● Goal:
Return, exactly as written, every line from the first line of the data below through the line that contains "const ACTIVE_ROW = 2;".

# start of Data provided

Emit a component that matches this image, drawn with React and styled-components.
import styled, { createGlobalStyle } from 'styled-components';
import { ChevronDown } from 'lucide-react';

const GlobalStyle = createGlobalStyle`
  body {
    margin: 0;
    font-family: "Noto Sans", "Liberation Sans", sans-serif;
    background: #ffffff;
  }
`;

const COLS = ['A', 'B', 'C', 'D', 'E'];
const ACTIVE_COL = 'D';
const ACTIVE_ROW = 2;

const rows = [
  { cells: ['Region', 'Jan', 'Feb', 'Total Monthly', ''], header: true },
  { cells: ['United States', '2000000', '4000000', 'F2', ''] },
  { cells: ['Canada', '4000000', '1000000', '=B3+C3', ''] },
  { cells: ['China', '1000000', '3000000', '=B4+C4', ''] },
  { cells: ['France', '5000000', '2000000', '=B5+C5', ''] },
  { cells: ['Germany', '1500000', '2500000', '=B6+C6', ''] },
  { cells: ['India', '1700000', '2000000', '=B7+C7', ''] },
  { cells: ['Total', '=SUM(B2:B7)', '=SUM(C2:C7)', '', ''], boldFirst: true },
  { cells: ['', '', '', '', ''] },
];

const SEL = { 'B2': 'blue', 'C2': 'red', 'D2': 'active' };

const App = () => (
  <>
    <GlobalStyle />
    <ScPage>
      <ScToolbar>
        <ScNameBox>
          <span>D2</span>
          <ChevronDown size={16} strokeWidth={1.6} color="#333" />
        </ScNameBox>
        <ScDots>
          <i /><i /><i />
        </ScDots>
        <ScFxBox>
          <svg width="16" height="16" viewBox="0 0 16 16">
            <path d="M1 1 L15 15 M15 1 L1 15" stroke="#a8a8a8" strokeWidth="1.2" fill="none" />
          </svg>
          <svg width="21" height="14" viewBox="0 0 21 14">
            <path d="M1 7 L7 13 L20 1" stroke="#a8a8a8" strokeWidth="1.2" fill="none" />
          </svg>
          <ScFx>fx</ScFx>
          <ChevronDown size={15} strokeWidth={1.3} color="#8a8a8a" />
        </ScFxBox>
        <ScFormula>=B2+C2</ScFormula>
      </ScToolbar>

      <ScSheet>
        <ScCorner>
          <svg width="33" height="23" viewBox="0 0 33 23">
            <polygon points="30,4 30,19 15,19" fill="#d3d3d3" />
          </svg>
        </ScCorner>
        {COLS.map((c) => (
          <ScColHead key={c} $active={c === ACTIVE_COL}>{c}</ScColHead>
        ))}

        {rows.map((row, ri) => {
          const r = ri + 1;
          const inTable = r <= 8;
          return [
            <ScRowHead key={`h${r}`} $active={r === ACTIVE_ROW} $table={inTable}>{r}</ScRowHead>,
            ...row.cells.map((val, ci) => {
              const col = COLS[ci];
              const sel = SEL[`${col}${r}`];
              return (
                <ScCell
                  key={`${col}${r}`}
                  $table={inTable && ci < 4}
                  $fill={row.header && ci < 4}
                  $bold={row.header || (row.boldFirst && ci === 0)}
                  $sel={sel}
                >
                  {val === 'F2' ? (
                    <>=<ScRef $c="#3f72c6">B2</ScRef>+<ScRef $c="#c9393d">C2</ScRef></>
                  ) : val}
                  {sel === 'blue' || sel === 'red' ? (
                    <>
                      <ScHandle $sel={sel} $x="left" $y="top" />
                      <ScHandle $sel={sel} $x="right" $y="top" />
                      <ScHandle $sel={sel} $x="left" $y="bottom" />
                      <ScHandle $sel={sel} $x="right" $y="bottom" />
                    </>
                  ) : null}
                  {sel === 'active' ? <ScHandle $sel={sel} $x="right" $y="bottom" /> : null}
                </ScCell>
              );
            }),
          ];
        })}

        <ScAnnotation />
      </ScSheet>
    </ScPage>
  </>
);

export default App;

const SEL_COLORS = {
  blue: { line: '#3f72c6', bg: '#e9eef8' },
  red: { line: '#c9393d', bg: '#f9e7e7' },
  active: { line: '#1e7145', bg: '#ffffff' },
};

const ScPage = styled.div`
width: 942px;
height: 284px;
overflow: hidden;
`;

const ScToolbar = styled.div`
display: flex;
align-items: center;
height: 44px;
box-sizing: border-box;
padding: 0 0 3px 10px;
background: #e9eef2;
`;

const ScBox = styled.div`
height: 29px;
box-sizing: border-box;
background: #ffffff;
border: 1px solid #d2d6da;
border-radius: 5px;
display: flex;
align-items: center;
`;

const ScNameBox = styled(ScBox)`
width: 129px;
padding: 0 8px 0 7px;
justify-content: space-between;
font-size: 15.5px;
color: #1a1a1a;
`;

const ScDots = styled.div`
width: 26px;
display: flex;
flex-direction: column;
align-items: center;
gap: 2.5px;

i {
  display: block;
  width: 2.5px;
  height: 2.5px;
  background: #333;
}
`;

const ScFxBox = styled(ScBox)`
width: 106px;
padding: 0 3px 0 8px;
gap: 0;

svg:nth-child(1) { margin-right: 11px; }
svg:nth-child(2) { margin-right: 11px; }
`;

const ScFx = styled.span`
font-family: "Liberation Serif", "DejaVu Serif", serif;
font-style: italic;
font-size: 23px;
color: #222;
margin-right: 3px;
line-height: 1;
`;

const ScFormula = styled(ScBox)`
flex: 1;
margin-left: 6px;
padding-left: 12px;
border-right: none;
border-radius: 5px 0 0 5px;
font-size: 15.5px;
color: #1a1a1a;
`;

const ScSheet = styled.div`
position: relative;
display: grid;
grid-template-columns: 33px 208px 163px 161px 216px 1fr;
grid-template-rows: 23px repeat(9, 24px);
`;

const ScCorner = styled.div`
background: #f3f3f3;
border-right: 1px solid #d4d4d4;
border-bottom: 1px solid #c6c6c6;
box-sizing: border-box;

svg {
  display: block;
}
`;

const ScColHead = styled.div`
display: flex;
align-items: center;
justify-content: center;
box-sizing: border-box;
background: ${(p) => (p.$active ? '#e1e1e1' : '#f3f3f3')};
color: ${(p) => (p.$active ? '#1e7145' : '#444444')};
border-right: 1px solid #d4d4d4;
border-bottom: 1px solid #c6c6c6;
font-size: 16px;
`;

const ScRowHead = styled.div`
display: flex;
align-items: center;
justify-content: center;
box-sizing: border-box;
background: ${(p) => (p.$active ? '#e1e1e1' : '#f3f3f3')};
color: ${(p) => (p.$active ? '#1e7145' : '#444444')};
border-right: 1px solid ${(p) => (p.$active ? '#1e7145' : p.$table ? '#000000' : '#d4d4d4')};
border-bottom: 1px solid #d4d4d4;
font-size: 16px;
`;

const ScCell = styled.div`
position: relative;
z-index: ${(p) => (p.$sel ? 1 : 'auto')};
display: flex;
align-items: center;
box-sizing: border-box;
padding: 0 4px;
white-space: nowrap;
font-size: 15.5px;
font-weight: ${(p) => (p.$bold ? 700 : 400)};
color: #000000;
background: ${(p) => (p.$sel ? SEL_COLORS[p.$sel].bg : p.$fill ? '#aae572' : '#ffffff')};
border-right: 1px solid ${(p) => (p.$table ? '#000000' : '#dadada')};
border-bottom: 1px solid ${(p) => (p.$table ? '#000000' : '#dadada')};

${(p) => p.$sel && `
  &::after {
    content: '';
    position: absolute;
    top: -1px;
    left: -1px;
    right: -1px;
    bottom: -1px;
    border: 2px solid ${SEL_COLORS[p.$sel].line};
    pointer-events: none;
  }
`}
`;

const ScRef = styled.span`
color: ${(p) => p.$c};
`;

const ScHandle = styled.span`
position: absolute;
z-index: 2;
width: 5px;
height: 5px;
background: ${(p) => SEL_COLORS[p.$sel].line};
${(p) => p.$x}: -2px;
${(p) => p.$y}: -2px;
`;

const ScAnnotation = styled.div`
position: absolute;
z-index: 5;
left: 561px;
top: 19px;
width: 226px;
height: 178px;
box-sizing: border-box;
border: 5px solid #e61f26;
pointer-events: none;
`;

# end of Data provided

● Response:
Emit a component that matches this image, drawn with React and styled-components.
import styled, { createGlobalStyle } from 'styled-components';
import { ChevronDown } from 'lucide-react';

const GlobalStyle = createGlobalStyle`
  body {
    margin: 0;
    font-family: "Noto Sans", "Liberation Sans", sans-serif;
    background: #ffffff;
  }
`;

const COLS = ['A', 'B', 'C', 'D', 'E'];
const ACTIVE_COL = 'D';
const ACTIVE_ROW = 2;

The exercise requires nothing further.